+++ Record extracts +++

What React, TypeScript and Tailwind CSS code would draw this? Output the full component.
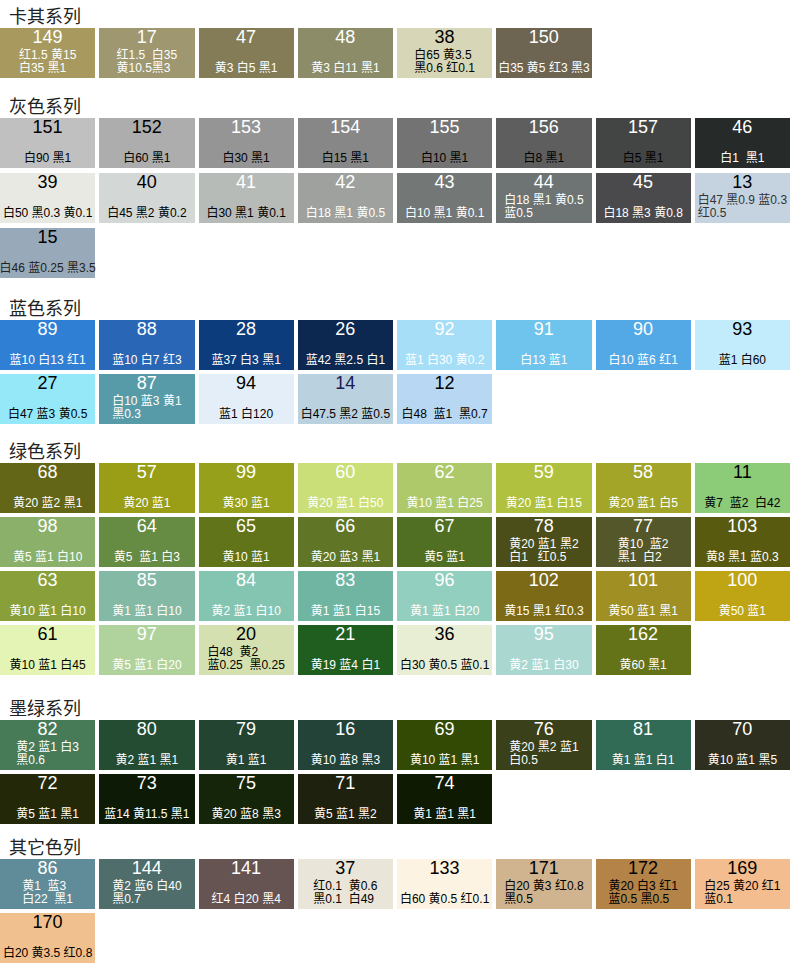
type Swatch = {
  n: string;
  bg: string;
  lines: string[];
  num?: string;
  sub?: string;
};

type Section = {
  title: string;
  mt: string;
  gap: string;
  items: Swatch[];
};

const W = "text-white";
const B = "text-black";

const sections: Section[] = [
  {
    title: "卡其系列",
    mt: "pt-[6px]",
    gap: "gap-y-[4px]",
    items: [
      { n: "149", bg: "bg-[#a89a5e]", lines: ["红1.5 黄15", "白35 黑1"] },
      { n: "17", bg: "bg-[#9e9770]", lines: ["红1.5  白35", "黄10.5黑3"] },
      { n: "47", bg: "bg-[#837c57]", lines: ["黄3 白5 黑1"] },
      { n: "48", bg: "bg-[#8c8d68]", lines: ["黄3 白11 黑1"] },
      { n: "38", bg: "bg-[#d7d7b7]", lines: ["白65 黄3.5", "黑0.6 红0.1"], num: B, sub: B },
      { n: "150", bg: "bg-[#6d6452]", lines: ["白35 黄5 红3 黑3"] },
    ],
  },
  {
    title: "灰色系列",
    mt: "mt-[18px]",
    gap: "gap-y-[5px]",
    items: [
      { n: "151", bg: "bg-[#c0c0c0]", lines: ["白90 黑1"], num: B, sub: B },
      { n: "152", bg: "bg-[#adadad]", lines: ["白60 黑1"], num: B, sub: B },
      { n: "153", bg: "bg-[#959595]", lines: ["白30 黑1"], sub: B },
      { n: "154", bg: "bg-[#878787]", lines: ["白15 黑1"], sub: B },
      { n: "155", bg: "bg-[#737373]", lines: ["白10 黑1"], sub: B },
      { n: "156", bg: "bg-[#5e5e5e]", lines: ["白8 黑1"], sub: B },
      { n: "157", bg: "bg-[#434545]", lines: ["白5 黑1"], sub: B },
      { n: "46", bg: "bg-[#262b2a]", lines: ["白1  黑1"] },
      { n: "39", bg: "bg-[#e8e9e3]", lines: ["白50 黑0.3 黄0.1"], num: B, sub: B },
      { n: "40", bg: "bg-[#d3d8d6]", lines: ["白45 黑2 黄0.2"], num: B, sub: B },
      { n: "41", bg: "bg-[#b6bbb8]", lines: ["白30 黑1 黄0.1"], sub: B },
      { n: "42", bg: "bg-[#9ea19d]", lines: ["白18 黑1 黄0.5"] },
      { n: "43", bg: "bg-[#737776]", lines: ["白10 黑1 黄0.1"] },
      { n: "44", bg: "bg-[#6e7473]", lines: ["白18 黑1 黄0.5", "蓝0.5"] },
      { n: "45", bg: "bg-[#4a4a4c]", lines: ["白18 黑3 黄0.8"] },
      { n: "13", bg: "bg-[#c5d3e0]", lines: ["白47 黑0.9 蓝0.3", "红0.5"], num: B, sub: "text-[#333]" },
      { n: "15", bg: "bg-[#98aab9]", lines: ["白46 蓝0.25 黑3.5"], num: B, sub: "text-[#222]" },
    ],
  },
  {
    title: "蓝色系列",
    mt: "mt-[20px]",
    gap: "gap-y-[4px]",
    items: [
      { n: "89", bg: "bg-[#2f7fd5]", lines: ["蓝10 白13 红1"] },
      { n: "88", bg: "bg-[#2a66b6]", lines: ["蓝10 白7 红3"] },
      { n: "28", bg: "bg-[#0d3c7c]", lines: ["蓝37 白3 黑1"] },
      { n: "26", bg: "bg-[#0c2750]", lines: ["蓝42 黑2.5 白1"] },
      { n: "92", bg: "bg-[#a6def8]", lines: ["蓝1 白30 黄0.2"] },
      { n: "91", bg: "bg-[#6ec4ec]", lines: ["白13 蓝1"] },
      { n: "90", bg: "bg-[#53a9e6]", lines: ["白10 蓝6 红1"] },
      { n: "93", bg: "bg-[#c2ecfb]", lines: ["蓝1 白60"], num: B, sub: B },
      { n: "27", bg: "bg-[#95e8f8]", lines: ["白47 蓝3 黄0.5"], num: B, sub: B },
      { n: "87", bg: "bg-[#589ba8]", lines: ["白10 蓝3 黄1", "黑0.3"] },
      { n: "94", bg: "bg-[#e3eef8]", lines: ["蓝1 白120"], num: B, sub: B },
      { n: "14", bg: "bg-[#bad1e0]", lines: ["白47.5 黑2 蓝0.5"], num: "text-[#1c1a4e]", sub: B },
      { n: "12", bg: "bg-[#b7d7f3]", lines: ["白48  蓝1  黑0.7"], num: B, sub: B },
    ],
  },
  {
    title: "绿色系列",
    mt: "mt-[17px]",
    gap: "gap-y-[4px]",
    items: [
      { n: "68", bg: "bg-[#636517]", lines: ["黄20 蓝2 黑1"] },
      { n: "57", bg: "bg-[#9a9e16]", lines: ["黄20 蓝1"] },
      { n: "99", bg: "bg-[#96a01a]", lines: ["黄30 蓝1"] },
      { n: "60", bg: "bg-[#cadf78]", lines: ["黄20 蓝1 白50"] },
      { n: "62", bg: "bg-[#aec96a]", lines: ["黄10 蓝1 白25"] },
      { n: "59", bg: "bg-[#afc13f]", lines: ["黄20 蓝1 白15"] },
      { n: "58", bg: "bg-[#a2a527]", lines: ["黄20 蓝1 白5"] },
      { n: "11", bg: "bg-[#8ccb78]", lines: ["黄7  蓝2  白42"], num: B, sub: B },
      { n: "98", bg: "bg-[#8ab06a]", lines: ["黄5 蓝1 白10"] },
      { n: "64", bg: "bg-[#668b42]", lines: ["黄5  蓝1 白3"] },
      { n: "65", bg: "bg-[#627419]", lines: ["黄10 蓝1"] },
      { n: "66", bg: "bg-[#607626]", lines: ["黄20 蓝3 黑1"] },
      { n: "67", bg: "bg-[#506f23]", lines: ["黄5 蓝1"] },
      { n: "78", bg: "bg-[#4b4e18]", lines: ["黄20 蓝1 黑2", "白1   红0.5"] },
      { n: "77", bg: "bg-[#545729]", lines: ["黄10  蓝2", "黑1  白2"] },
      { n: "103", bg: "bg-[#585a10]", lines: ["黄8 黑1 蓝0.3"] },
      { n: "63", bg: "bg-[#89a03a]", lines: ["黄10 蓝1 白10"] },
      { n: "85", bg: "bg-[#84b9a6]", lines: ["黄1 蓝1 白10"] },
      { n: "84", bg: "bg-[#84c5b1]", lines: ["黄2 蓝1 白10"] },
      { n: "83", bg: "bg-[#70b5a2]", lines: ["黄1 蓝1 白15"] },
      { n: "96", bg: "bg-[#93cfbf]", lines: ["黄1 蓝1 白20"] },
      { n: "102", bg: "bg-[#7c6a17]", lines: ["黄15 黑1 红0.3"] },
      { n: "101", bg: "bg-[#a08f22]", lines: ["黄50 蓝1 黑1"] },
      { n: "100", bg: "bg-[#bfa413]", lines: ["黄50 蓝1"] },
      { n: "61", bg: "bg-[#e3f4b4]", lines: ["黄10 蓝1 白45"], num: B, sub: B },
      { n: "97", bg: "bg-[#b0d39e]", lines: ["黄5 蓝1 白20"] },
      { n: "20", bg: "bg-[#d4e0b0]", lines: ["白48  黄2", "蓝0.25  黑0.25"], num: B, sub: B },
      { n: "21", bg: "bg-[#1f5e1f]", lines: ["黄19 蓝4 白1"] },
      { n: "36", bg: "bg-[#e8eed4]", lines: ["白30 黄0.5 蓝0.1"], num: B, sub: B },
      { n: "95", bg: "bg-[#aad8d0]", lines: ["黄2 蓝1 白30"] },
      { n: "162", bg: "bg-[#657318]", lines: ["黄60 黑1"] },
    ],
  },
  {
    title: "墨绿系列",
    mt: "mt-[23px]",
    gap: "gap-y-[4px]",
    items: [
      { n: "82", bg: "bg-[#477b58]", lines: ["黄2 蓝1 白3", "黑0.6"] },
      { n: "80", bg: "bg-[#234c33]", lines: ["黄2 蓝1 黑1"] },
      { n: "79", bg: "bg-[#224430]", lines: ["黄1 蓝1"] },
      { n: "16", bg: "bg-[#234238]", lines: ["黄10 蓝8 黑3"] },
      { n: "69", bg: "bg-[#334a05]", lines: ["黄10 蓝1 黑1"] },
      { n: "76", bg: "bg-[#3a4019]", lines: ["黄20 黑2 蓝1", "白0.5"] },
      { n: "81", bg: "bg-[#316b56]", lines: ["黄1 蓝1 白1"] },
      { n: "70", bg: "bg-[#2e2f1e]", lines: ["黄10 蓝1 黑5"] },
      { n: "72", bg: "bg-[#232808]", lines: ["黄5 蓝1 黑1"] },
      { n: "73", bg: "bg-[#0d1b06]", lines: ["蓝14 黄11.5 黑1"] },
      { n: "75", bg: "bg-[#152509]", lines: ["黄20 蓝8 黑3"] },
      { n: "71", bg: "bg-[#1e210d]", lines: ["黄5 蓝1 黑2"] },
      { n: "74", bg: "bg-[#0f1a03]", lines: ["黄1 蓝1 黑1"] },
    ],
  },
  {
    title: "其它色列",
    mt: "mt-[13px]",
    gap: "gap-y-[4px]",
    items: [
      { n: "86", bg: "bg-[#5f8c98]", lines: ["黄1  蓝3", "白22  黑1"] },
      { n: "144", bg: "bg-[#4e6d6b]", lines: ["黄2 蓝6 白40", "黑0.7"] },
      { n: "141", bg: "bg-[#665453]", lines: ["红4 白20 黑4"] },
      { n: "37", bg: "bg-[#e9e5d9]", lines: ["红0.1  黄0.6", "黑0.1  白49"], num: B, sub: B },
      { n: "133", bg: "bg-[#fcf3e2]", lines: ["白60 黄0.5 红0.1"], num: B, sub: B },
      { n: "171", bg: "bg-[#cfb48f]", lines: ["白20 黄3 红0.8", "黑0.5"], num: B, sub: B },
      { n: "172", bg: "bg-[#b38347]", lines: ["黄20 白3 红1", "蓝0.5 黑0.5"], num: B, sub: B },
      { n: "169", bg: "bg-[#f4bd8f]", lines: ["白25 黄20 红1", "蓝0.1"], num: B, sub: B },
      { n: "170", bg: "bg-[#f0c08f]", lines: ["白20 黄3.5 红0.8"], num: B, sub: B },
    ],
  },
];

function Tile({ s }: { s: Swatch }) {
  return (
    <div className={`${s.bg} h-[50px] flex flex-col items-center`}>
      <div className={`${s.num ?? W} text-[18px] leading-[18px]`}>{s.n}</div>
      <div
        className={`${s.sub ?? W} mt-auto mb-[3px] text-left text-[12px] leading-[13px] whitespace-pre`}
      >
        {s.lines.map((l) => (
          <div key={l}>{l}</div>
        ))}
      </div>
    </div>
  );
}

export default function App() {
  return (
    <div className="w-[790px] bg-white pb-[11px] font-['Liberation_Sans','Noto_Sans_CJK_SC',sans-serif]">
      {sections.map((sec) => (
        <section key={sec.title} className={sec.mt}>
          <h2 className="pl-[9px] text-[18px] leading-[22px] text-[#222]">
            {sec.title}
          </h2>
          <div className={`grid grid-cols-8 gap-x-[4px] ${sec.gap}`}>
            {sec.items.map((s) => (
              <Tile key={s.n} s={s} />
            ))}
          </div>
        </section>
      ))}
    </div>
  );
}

+++
+++ Record extracts +++

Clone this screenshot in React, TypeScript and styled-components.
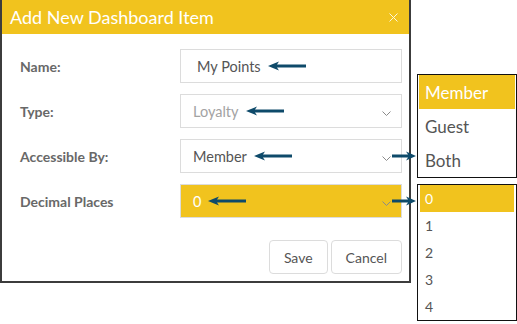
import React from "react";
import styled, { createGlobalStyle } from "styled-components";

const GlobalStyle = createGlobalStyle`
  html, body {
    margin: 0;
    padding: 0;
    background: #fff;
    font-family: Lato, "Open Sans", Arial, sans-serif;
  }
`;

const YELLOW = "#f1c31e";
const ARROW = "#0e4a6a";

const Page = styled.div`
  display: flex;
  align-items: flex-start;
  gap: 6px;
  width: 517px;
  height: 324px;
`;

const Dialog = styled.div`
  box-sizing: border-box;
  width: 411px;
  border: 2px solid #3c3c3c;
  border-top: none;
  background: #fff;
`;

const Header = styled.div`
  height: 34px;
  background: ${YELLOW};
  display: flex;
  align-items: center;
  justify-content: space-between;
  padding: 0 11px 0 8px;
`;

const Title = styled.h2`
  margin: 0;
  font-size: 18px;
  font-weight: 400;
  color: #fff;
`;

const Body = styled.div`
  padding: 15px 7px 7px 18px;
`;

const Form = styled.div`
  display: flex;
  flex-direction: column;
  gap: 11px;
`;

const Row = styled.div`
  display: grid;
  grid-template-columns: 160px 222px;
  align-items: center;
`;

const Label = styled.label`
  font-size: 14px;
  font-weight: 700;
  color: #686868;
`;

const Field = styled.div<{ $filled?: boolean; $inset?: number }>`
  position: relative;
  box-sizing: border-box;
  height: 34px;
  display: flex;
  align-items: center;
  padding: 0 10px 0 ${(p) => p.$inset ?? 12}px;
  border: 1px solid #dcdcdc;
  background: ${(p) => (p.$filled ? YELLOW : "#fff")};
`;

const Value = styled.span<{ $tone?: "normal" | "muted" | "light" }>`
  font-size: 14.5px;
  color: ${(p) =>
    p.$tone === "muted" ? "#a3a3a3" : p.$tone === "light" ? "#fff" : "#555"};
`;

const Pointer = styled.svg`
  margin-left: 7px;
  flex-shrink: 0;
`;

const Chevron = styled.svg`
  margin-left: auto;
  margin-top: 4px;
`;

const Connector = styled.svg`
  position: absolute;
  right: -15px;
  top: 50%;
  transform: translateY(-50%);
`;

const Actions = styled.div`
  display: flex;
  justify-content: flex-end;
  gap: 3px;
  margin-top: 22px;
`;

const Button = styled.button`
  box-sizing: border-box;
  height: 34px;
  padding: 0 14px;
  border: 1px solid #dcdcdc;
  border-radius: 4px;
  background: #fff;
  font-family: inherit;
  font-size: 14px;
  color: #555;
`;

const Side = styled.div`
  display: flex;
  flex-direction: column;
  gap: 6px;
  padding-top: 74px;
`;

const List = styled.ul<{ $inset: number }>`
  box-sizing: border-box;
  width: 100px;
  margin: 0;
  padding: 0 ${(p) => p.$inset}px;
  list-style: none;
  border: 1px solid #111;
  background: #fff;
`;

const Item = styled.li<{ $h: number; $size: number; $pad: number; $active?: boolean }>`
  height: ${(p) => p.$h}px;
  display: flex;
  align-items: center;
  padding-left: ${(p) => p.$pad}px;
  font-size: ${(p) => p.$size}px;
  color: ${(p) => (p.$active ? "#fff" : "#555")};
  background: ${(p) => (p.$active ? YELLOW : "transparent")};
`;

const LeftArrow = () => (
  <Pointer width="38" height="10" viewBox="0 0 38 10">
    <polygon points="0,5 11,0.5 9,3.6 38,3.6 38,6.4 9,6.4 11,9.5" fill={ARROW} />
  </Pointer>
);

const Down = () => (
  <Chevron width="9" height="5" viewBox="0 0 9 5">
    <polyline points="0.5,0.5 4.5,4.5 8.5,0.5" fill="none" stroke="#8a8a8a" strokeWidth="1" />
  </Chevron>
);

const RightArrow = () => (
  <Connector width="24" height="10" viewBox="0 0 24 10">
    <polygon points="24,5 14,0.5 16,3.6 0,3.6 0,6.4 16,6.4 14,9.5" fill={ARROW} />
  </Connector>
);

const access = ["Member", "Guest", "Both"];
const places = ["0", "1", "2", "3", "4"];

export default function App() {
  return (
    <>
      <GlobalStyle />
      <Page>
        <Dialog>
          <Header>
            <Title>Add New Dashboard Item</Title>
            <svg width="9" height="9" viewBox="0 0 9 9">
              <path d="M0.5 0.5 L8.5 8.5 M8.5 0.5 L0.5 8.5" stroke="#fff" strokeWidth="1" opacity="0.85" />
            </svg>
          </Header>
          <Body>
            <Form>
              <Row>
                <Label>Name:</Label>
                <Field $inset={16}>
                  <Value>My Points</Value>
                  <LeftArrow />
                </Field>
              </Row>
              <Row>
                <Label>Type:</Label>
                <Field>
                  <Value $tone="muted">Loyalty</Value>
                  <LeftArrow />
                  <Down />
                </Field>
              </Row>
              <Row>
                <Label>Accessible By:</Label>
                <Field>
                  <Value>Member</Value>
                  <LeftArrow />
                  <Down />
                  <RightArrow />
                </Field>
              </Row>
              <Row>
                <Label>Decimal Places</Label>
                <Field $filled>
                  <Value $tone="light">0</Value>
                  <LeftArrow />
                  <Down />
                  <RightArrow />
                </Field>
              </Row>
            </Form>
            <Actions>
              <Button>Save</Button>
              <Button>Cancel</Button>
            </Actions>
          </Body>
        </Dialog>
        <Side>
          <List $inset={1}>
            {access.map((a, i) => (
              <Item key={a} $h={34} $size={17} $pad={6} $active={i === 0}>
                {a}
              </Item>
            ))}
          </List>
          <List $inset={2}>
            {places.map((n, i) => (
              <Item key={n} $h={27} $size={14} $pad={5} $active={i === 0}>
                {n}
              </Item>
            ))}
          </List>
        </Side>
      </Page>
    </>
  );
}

+++
+++ Record extracts +++

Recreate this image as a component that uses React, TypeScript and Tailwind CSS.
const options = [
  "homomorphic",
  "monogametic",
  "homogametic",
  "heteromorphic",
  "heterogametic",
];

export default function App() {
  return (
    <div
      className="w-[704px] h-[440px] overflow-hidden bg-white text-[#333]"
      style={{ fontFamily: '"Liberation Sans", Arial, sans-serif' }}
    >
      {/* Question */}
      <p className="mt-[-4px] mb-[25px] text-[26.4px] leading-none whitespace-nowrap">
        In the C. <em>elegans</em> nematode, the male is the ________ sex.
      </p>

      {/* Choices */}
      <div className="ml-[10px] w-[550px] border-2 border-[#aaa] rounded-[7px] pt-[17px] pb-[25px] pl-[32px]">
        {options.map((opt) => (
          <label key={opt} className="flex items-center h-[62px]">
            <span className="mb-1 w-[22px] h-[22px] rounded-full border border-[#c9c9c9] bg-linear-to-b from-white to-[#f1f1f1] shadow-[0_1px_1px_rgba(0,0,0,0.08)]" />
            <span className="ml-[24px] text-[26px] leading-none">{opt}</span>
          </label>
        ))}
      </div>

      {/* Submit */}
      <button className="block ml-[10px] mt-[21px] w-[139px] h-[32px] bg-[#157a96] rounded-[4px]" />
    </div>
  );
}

+++

Direction
Among the entries above, how many lines hold the word "React"? Reply with only that number.

Response to the task
4